The race started and finished at the Pentagon, and wound its way past several of Washington, D.C.’s most prominent landmarks like the Kennedy Center and the U.S. Capitol. I ran with several others from work on the team, “Go Team DMA!” We didn’t win the race, but we all finished at personal best times, which was the goal.
Wounded warriors ran the race this year too – I didn’t see any because they started almost 20 minutes ahead of everyone else … except for one soldier, who I caught up to around mile four. One of his legs was fine, but the other was in a cast that forced his knee to be bent at a 90-degree angle. Attached to that shin was an extension – almost like a prosthetic. He had to use crutches to keep his balance. He wasn’t moving very fast, but he sure was working hard. Sweat poured from his face, and he looked like he was in a good deal of pain. As people ran past, they shouted words of encouragement, which seemed to be the only thing that kept him going.

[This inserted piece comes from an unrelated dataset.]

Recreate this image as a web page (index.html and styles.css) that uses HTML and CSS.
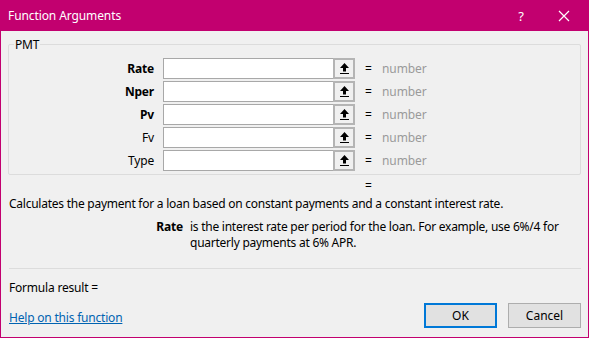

I have no idea if he finished, but he was inspirational to see. Inspirational because I have wondered how I would handle a life-altering injury like that. If I would handle it with a similar determination and drive he was. My encounter with him lasted only a few seconds in a race that went over an hour, but the impact he had on me will last much longer than my soreness in my legs today. And thank God my legs are sore. Because of that soldier, I will never take that pain for granted again.